There will always be a large amount of noise, i.e. activity that is not
process usefully. This 'noise' is even larger due to the fact the
system discards part of the input most of the time (the part that it
'doesn't pay attantion' to).
the claim that (c), which says "completely irrelevant effects", is
incomprehensible, cannot even be described as sloppy thinking. It is
obvious that the reviewer did not want to admit that irrelevant
effects are possible, but could not come up with any sensible argument
why they are not possible.
- [17] It is worth noting ...
- This paragraph is plain demagogy of the worst kind. The reviewer
intentionally mislead the reader to thinks that I put a 'complete ban'
on coincidence between activity and functional significance. What I
actually wrote is:
- " .. the processing of the input is not necessarily done where the
highest differential activity is seen."
- "Hence, regions where the processing take place does not necessarily
appear as peaks of differential activity."
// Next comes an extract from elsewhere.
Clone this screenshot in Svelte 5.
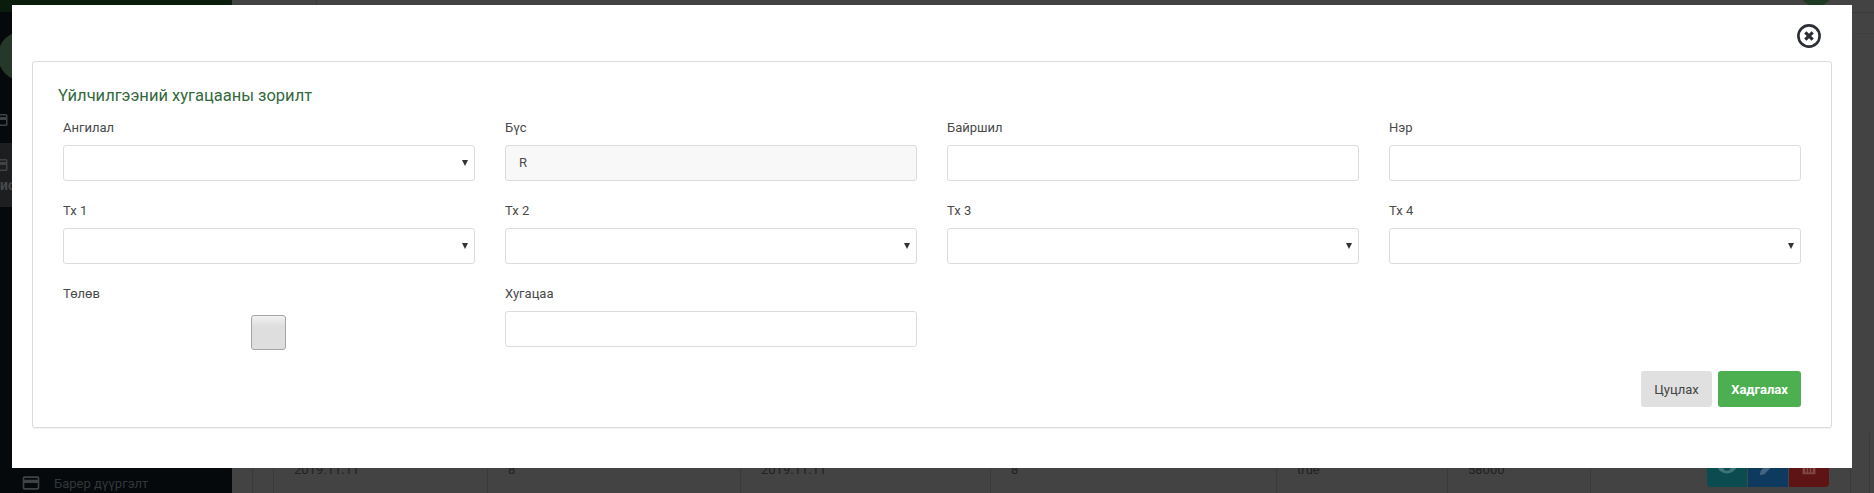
<script>
  const rows = [
    [
      { label: "Ангилал", type: "select" },
      { label: "Бүс", type: "input", value: "R", readonly: true },
      { label: "Байршил", type: "input" },
      { label: "Нэр", type: "input" }
    ],
    [
      { label: "Тх 1", type: "select" },
      { label: "Тх 2", type: "select" },
      { label: "Тх 3", type: "select" },
      { label: "Тх 4", type: "select" }
    ],
    [
      { label: "Төлөв", type: "check" },
      { label: "Хугацаа", type: "input" }
    ]
  ];

  // dimmed table row behind the modal
  const cells = [
    { w: 21, text: "" },
    { w: 214, text: "2019.11.11" },
    { w: 253, text: "8" },
    { w: 250, text: "2019.11.11" },
    { w: 286, text: "8" },
    { w: 171, text: "true" },
    { w: 143, text: "58000" }
  ];
</script>

<div class="page">
  <aside class="sidebar">
    <div class="side-top"></div>
    <div class="avatar"></div>
    <div class="side-item first">
      <svg class="card-icon" viewBox="0 0 24 24"><path d="M20 4H4a2 2 0 0 0-2 2v12a2 2 0 0 0 2 2h16a2 2 0 0 0 2-2V6a2 2 0 0 0-2-2zm0 14H4v-6h16zm0-10H4V6h16z" /></svg>
    </div>
    <div class="side-item active">
      <svg class="card-icon" viewBox="0 0 24 24"><path d="M20 4H4a2 2 0 0 0-2 2v12a2 2 0 0 0 2 2h16a2 2 0 0 0 2-2V6a2 2 0 0 0-2-2zm0 14H4v-6h16zm0-10H4V6h16z" /></svg>
      <span>ис</span>
    </div>
    <div class="side-link">
      <svg class="card-icon" viewBox="0 0 24 24"><path d="M20 4H4a2 2 0 0 0-2 2v12a2 2 0 0 0 2 2h16a2 2 0 0 0 2-2V6a2 2 0 0 0-2-2zm0 14H4v-6h16zm0-10H4V6h16z" /></svg>
      <span>Барер дүүргэлт</span>
    </div>
  </aside>
  <main class="content">
    <div class="topbar">
      <span class="brand-cell"></span>
      <span class="user"></span>
    </div>
    <div class="subbar"></div>
    <div class="table-row">
      {#each cells as c}
        <span class="cell" style="width: {c.w}px">{c.text}</span>
      {/each}
      <span class="cell last">
        <span class="row-actions">
          <i class="teal">
            <svg viewBox="0 0 24 24" width="22" height="22"><path d="M12 5C7 5 3 8.500 1 12c2 3.500 6 7 11 7s9-3.500 11-7c-2-3.500-6-7-11-7zm0 11a4 4 0 1 1 0-8 4 4 0 0 1 0 8z" /></svg>
          </i>
          <i class="blue">
            <svg viewBox="0 0 24 24" width="22" height="22"><path d="M3 21l1-5L16 4l4 4L8 20z" /></svg>
          </i>
          <i class="red">
            <svg viewBox="0 0 24 24" width="22" height="22"><path d="M5 4h14v16H5zM8 6v12h1.500V6zm3.200 0v12h1.500V6zm3.300 0v12H16V6z" fill-rule="evenodd" /></svg>
          </i>
        </span>
      </span>
      <span class="cell gutter"></span>
    </div>
  </main>
</div>

<div class="modal">
  <button class="close" aria-label="close">
    <svg viewBox="0 0 24 24" width="24" height="24">
      <circle cx="12" cy="12" r="10.600" fill="none" stroke="#2c3036" stroke-width="2.600" />
      <path d="M8.300 8.300l7.400 7.400M15.700 8.300l-7.400 7.400" stroke="#2c3036" stroke-width="3.200" fill="none" />
    </svg>
  </button>
  <section class="card">
    <h4>Үйлчилгээний хугацааны зорилт</h4>
    {#each rows as row}
      <div class="row">
        {#each row as f}
          <div class="field">
            <label>{f.label}</label>
            {#if f.type === "check"}
              <div class="check-wrap"><span class="check"></span></div>
            {:else if f.type === "select"}
              <div class="control select"><span class="caret"></span></div>
            {:else}
              <div class="control" class:readonly={f.readonly}>{f.value ?? ""}</div>
            {/if}
          </div>
        {/each}
      </div>
    {/each}
    <div class="actions">
      <button class="btn cancel">Цуцлах</button>
      <button class="btn save">Хадгалах</button>
    </div>
  </section>
</div>

<style>
  :global(body) {
    margin: 0;
    background: #434343;
    font-family: Roboto, "Liberation Sans", sans-serif;
    overflow: hidden;
  }

  .page {
    display: flex;
    width: 1874px;
    height: 493px;
    overflow: hidden;
  }

  .sidebar {
    width: 232px;
    flex: none;
    background: #05090b;
    display: flex;
    flex-direction: column;
    overflow: hidden;
  }

  .side-top {
    height: 12px;
    background: #0a1d0c;
  }

  .avatar {
    width: 50px;
    height: 50px;
    margin: 19px 0 0 -2px;
    border-radius: 50%;
    background: #26382a;
  }

  .side-item {
    height: 64px;
  }

  .side-item.first {
    margin-top: 30px;
    height: 32px;
  }

  .side-item.active {
    background: #1c1e1f;
    font-size: 14px;
    font-weight: 700;
    line-height: 16px;
    color: #47494b;
  }

  .side-item.active span {
    display: block;
    margin-top: 3px;
  }

  .card-icon {
    width: 18px;
    height: 18px;
    fill: #404345;
    display: block;
    margin-left: -9px;
  }

  .side-item.active .card-icon {
    padding-top: 13px;
  }

  .side-link {
    margin-top: auto;
    height: 20px;
    display: flex;
    align-items: center;
    gap: 13px;
    padding-left: 21px;
    font-size: 13px;
    color: #34373a;
  }

  .side-link .card-icon {
    margin-left: 0;
    width: 20px;
    height: 20px;
  }

  .content {
    flex: 1;
    display: flex;
    flex-direction: column;
    padding-left: 20px;
    min-width: 0;
  }

  .topbar {
    height: 12px;
    margin-left: -20px;
    display: flex;
    justify-content: space-between;
    border-bottom: 1px solid #3a3a3a;
  }

  .brand-cell {
    width: 84px;
    border-right: 1px solid #3a3a3a;
  }

  .user {
    width: 36px;
    height: 36px;
    margin: -30px 40px 0 0;
    border-radius: 50%;
    background: #1f3a22;
  }

  .subbar {
    height: 20px;
    border-bottom: 1px solid #3f3f3f;
  }

  .table-row {
    display: flex;
    height: 60px;
    margin-top: auto;
    font-size: 13px;
    color: #222;
    line-height: 20px;
  }

  .cell {
    flex: none;
    border-left: 1px solid #3a3a3a;
    box-sizing: border-box;
    padding: 27px 0 0 20px;
  }

  .cell:first-child {
    padding: 0;
  }

  .cell.last {
    width: 260px;
    padding: 22px 0 0 116px;
  }

  .cell.gutter {
    width: 20px;
    padding: 0;
    border-right: 1px solid #3a3a3a;
  }

  .row-actions {
    display: flex;
    width: 122px;
    height: 32px;
    border-radius: 0 0 4px 4px;
    overflow: hidden;
  }

  .row-actions i {
    flex: 1;
    display: flex;
    justify-content: center;
    align-items: flex-end;
    padding-bottom: 9px;
    box-sizing: border-box;
    border-left: 1px solid #3c4a50;
  }

  .row-actions i:first-child {
    border-left: 0;
  }

  .row-actions svg {
    display: block;
    fill: rgba(255, 255, 255, 0.22);
  }

  .teal { background: #0a4c50; }
  .blue { background: #0d3a5e; }
  .red { background: #5e1414; }

  .modal {
    position: fixed;
    left: 12px;
    top: 5px;
    width: 1840px;
    height: 463px;
    box-sizing: border-box;
    padding: 56px 20px 0;
    background: #fff;
    color: #4a4a4a;
  }

  .close {
    position: absolute;
    right: 31px;
    top: 19px;
    padding: 0;
    border: 0;
    background: none;
    width: 24px;
    height: 24px;
  }

  .close svg {
    display: block;
  }

  .card {
    height: 367px;
    box-sizing: border-box;
    border: 1px solid #dcdcdc;
    border-radius: 3px;
    padding: 24px 30px 0;
    box-shadow: 0 1px 1px rgba(0, 0, 0, 0.05);
  }

  h4 {
    margin: 0 0 6px -5px;
    font-size: 16.500px;
    font-weight: 400;
    line-height: 20px;
    color: #33693d;
  }

  .row {
    display: grid;
    grid-template-columns: repeat(4, 412px);
    column-gap: 30px;
    height: 83px;
  }

  label {
    display: block;
    font-size: 13px;
    line-height: 16px;
    margin: 8px 0 9px;
    color: #4a4a4a;
  }

  .control {
    height: 36px;
    box-sizing: border-box;
    border: 1px solid #dcdcdc;
    border-radius: 3px;
    padding: 0 13px;
    font-size: 13px;
    line-height: 34px;
    position: relative;
  }

  .readonly {
    background: #f8f8f8;
  }

  .caret {
    position: absolute;
    right: 6px;
    top: 14px;
    border-left: 3px solid transparent;
    border-right: 3px solid transparent;
    border-top: 6px solid #333;
  }

  .check-wrap {
    display: flex;
    justify-content: center;
    padding-top: 4px;
  }

  .check {
    width: 35px;
    height: 35px;
    box-sizing: border-box;
    margin-left: -1px;
    border: 1px solid #a4a4a4;
    border-radius: 3px;
    background: linear-gradient(#f2f2f2, #dedede 30%, #dedede);
  }

  .actions {
    display: flex;
    justify-content: flex-end;
    gap: 6px;
    margin-top: 10px;
  }

  .btn {
    height: 36px;
    border: 0;
    border-radius: 3px;
    font-family: inherit;
    font-size: 13px;
    padding: 0;
  }

  .cancel {
    width: 71px;
    background: #e0e0e0;
    color: #444;
  }

  .save {
    width: 83px;
    background: #4caf50;
    color: #fff;
    font-weight: 700;
  }
</style>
- "Thus the equivalence cannot be assumed, and must be supported by
evidence."
- [18] I agree with the final ..
- Again, the reviewer repeat the blame that I ignore the 'body of
evidence', even though this body is irrelevant (5 and 8-12 above).
3. The authors regard localization as specialization.
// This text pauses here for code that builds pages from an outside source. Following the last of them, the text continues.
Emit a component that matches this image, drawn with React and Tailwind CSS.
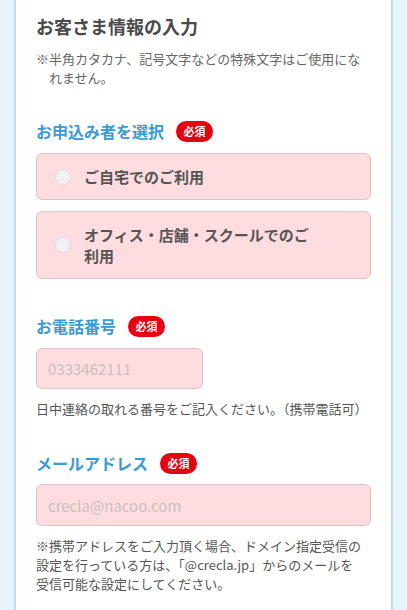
import { useState } from "react";

const font = { fontFamily: '"Noto Sans CJK JP", "Noto Sans", sans-serif' };

const Badge = () => (
  <span className="ml-3 inline-flex h-[21px] w-[37px] items-center justify-center rounded-full bg-[#e50012] text-[11px] font-bold leading-none text-white">
    必須
  </span>
);

const Label = ({ children }) => (
  <div className="flex items-center">
    <span className="text-[16px] font-bold leading-[22px] text-[#3a9ad6]">
      {children}
    </span>
    <Badge />
  </div>
);

const RadioBox = ({ label, checked, onClick }) => (
  <button
    onClick={onClick}
    className="flex w-full items-center rounded-md border border-[#dcc4c7] bg-[#fedcdf] py-3 pl-[18px] pr-[48px] text-left"
  >
    <span className="h-4 w-4 shrink-0 rounded-full border border-[#dddddd] bg-[#f1f1f1]">
      {checked && (
        <span className="m-[3px] block h-2 w-2 rounded-full bg-[#3a9ad6]" />
      )}
    </span>
    <span className="ml-[13px] text-[15px] font-bold leading-[21px] text-[#555555]">
      {label}
    </span>
  </button>
);

export default function App() {
  const [user, setUser] = useState("");

  return (
    <div className="min-h-[610px] bg-[#e8f4fc] px-[14px]" style={font}>
      <div className="min-h-[610px] border-x-2 border-[#bcdff3] bg-white px-5 pb-8 pt-[14px]">
        <h2 className="text-[18px] font-bold leading-6 text-[#4a4a4a]">
          お客さま情報の入力
        </h2>
        <p className="mt-[11px] pl-[1em] -indent-[1em] text-[13px] leading-[19px] text-[#666666]">
          ※半角カタカナ、記号文字などの特殊文字はご使用になれません。
        </p>

        <div className="mt-[33px]">
          <Label>お申込み者を選択</Label>
          <div className="mt-[11px] flex flex-col gap-[11px]">
            <RadioBox
              label="ご自宅でのご利用"
              checked={user === "home"}
              onClick={() => setUser("home")}
            />
            <RadioBox
              label="オフィス・店舗・スクールでのご利用"
              checked={user === "office"}
              onClick={() => setUser("office")}
            />
          </div>
        </div>

        <div className="mt-9">
          <Label>お電話番号</Label>
          <input
            className="mt-[11px] h-[41px] w-[167px] rounded-md border border-[#dcc4c7] bg-[#fedcdf] px-[11px] text-[15px] text-[#555555] outline-none placeholder:text-[#cbbfc0]"
            placeholder="0333462111"
          />
          <p className="mt-[10px] text-[13px] leading-[19px] text-[#555555]">
            日中連絡の取れる番号をご記入ください。（携帯電話可）
          </p>
        </div>

        <div className="mt-[34px]">
          <Label>メールアドレス</Label>
          <input
            className="mt-[10px] h-[42px] w-full rounded-md border border-[#dcc4c7] bg-[#fedcdf] px-[11px] text-[15px] text-[#555555] outline-none placeholder:text-[#cbbfc0]"
            placeholder="crecla@nacoo.com"
          />
          <p className="mt-[10px] text-[13px] leading-[19px] text-[#555555]">
            ※携帯アドレスをご入力頂く場合、ドメイン指定受信の設定を行っている方は、「@crecla.jp」からのメールを
            <br />
            受信可能な設定にしてください。
          </p>
        </div>
      </div>
    </div>
  );
}
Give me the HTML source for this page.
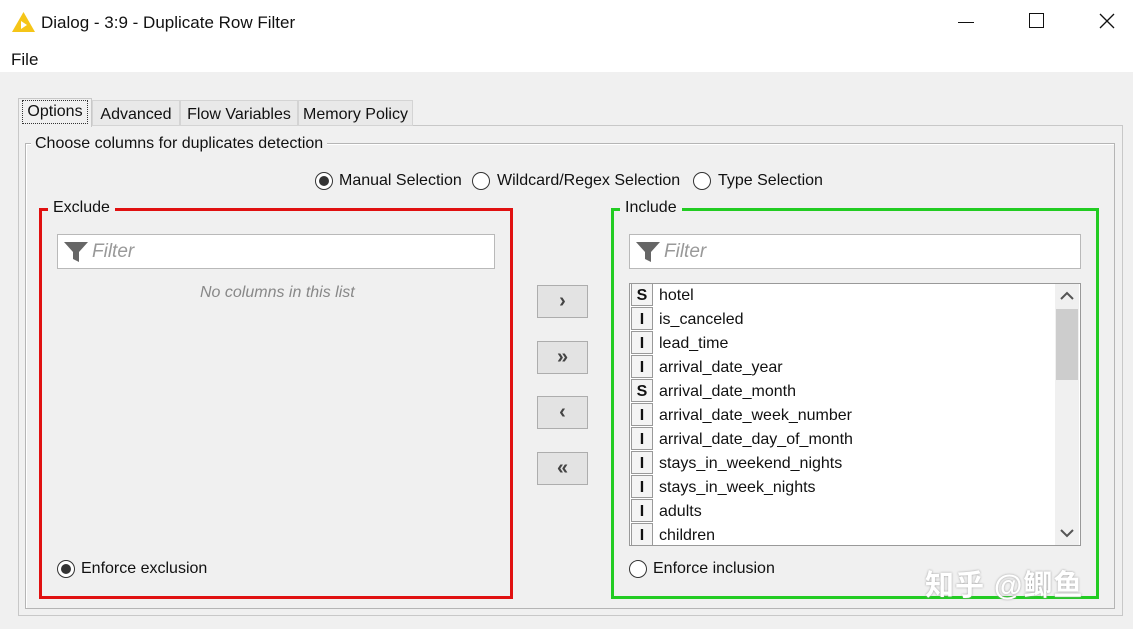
<!DOCTYPE html>
<html><head><meta charset="utf-8"><style>
*{box-sizing:border-box;margin:0;padding:0}
body{width:1133px;height:629px;background:#f0f0f0;font-family:"Liberation Sans","Noto Sans CJK SC",sans-serif;font-size:16px;color:#111;position:relative;overflow:hidden}
.a{position:absolute}
.radio{position:absolute;width:18px;height:18px;border:1px solid #333;border-radius:50%;background:#fff}
.radio.on::after{content:"";position:absolute;left:3px;top:3px;width:10px;height:10px;border-radius:50%;background:#333}
.btn{position:absolute;left:537px;width:51px;height:33px;background:#e3e3e3;border:1px solid #adadad;text-align:center;line-height:30px;font-size:20px;font-weight:bold;color:#444}
.filt{position:absolute;height:35px;background:#fff;border:1px solid #b9b9b9;color:#999;font-style:italic;font-size:19px;line-height:33px;padding-left:34px}
.row{position:absolute;left:631px;height:24px;width:424px;line-height:23px;font-size:16px}
.row span{position:relative;top:1px}
.row b{display:inline-block;width:22px;height:23px;border:1px solid #999;background:#f4f4f4;text-align:center;margin-right:6px;vertical-align:top;font-size:16px}
</style></head><body>
<div class="a" style="left:0;top:0;width:1133px;height:72px;background:#fff"></div>
<svg class="a" style="left:11px;top:11px" width="25" height="22"><polygon points="12.5,1 24,21 1,21" fill="#f5c518"/><polygon points="10,10 16,14 10,18" fill="#fff"/></svg>
<div class="a" style="left:41px;top:13px;font-size:17px">Dialog - 3:9 - Duplicate Row Filter</div>
<div class="a" style="left:958px;top:22px;width:16px;height:1px;background:#111"></div>
<div class="a" style="left:1029px;top:13px;width:15px;height:15px;border:1px solid #111"></div>
<svg class="a" style="left:1099px;top:13px" width="16" height="16"><path d="M1 1L15 15M15 1L1 15" stroke="#111" stroke-width="1.3"/></svg>
<div class="a" style="left:11px;top:50px;font-size:17px">File</div>
<div class="a" style="left:18px;top:125px;width:1105px;height:491px;border:1px solid #c8c8c8;background:#f0f0f0"></div>
<div class="a" style="left:18px;top:98px;width:74px;height:29px;border:1px solid #c8c8c8;border-bottom:none;background:#f0f0f0"></div>
<div class="a" style="left:22px;top:100px;width:66px;height:24px;border:1px dotted #333;font-size:16px;line-height:22px;text-align:center">Options</div>
<div class="a" style="left:92px;top:100px;width:88px;height:26px;border:1px solid #d4d4d4;background:#e9e9e9;font-size:16px;line-height:28px;text-align:center">Advanced</div>
<div class="a" style="left:180px;top:100px;width:118px;height:26px;border:1px solid #d4d4d4;background:#e9e9e9;font-size:16px;line-height:28px;text-align:center">Flow Variables</div>
<div class="a" style="left:298px;top:100px;width:115px;height:26px;border:1px solid #d4d4d4;background:#e9e9e9;font-size:16px;line-height:28px;text-align:center">Memory Policy</div>
<div class="a" style="left:25px;top:143px;width:1090px;height:466px;border:1px solid #b5b5b5;box-shadow:inset 1px 1px 0 #fff"></div>
<div class="a" style="left:31px;top:135px;background:#f0f0f0;padding:0 4px;font-size:16px">Choose columns for duplicates detection</div>
<div class="radio on" style="left:315px;top:172px"></div><div class="a" style="left:339px;top:172px">Manual Selection</div>
<div class="radio" style="left:472px;top:172px"></div><div class="a" style="left:497px;top:172px">Wildcard/Regex Selection</div>
<div class="radio" style="left:693px;top:172px"></div><div class="a" style="left:718px;top:172px">Type Selection</div>
<div class="a" style="left:39px;top:208px;width:474px;height:391px;border:3px solid #e01010"></div>
<div class="a" style="left:48px;top:199px;background:#f0f0f0;padding:0 5px">Exclude</div>
<div class="filt" style="left:57px;top:234px;width:438px">Filter</div>
<svg class="a" style="left:63px;top:241px" width="26" height="22"><polygon points="1,1 25,1 16,11 16,21 10,18 10,11" fill="#666"/></svg>
<div class="a" style="left:200px;top:284px;color:#888;font-style:italic;font-size:16px">No columns in this list</div>
<div class="radio on" style="left:57px;top:560px"></div><div class="a" style="left:81px;top:560px">Enforce exclusion</div>
<div class="btn" style="top:285px">›</div>
<div class="btn" style="top:341px">»</div>
<div class="btn" style="top:396px">‹</div>
<div class="btn" style="top:452px">«</div>
<div class="a" style="left:611px;top:208px;width:488px;height:391px;border:3px solid #22cc22"></div>
<div class="a" style="left:620px;top:199px;background:#f0f0f0;padding:0 5px">Include</div>
<div class="filt" style="left:629px;top:234px;width:452px">Filter</div>
<svg class="a" style="left:635px;top:241px" width="26" height="22"><polygon points="1,1 25,1 16,11 16,21 10,18 10,11" fill="#666"/></svg>
<div class="a" style="left:629px;top:283px;width:452px;height:263px;border:1px solid #999;background:#fff;overflow:hidden"></div>
<div class="a" style="left:1055px;top:284px;width:24px;height:261px;background:#f0f0f0"></div>
<div class="a" style="left:1056px;top:309px;width:22px;height:71px;background:#cdcdcd"></div>
<svg class="a" style="left:1060px;top:291px" width="14" height="10"><path d="M1 8L7 2L13 8" stroke="#555" stroke-width="2" fill="none"/></svg>
<svg class="a" style="left:1060px;top:528px" width="14" height="10"><path d="M1 2L7 8L13 2" stroke="#555" stroke-width="2" fill="none"/></svg>
<div class="row" style="top:283px"><b>S</b><span>hotel</span></div>
<div class="row" style="top:307px"><b>I</b><span>is_canceled</span></div>
<div class="row" style="top:331px"><b>I</b><span>lead_time</span></div>
<div class="row" style="top:355px"><b>I</b><span>arrival_date_year</span></div>
<div class="row" style="top:379px"><b>S</b><span>arrival_date_month</span></div>
<div class="row" style="top:403px"><b>I</b><span>arrival_date_week_number</span></div>
<div class="row" style="top:427px"><b>I</b><span>arrival_date_day_of_month</span></div>
<div class="row" style="top:451px"><b>I</b><span>stays_in_weekend_nights</span></div>
<div class="row" style="top:475px"><b>I</b><span>stays_in_week_nights</span></div>
<div class="row" style="top:499px"><b>I</b><span>adults</span></div>
<div class="row" style="top:523px;height:22px;overflow:hidden"><b>I</b><span>children</span></div>
<div class="radio" style="left:629px;top:560px"></div><div class="a" style="left:653px;top:560px">Enforce inclusion</div>
<div class="a" style="left:925px;top:562px;font-size:29px;letter-spacing:1px;color:#fff;font-weight:bold;text-shadow:0 0 2px #999">知乎 @鲫鱼</div>
</body></html>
- [19] Very likely both factors are at play ...
- This looks like a benign assertion, but it is in disagreement
with the facts. We know that the input-output wiring of the cortex
(including cortical neurons with axons that go outside the cortex)
does cause different parts of it to be dedicated to different
activities, so this factor is indeed very likely. As yet, nobody could
work out how any of internal features that vary across the cortex can
cause parts of it to specialize in anything, even though many people
tried to, and there is no experimental evidence for it. Thus, at the
moment, local structure and physiology of the cortex don't seem to
determine which region of the cortex is dedicated to what activity.
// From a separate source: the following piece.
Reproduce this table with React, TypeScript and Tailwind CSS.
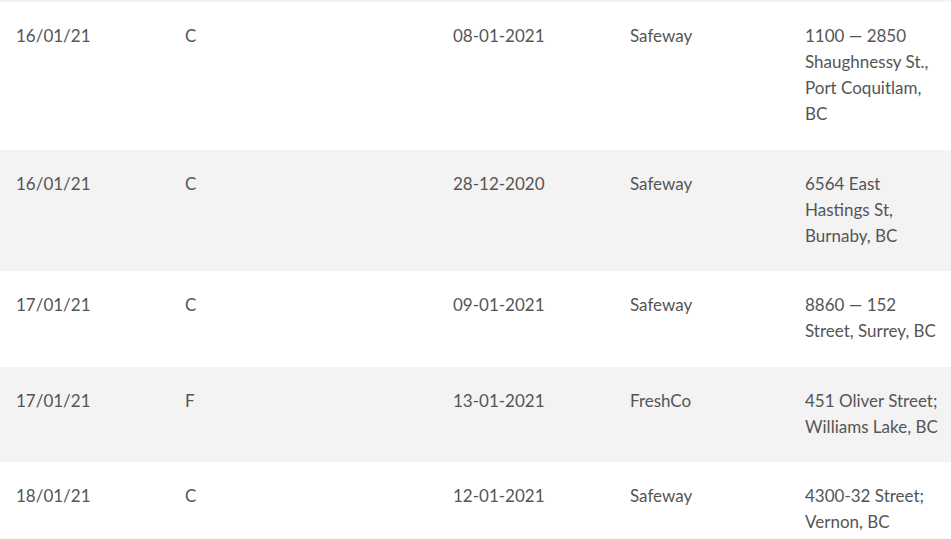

- [20] but Harpaz wants to...
- That is not 'harpaz wants'. The word 'specialization' is almost
universally used to refer to intrinsic property(ies) of the
specialized entity, rather than to the effects of other entities on
it. More relevantly, this is the way it is used in neuro- and
cognitive-sciences.
- [21] This might be a reasonable definition but it is not the one
used in cortical physiology.
- Using such a common word as 'specialization' in a different way in
cortical physiology is misleading for both neuro- and
cognitive-scientists, especially here, because it is the main 'take
home message' of the paper. It is even more important in a journal
like Current Biology, where most of the readers are not
cortical physiologists.
I also have my doubts about the claim itself. My impression is that
when Howard et al (and other cortical physiologists) say
'specialization', they do mean some physiological modifications, like
the rest of the world does. This is supported by the fact that the
reviewer fails to tell us what 'specialization' does mean in cortical
physiology.
- [22] the alternative "there is functional specialization for
motion in the mid-temporal" is neutral in this respect.
- But what does it mean? The reviewer did not tell us what
is the meaning of 'specialization' in cortical physiology. We
can interpret the reviewer as saying that it means something like
"assigned to" or "dedicated to", but it is significant that the
reviewer himself did not actually give any definition.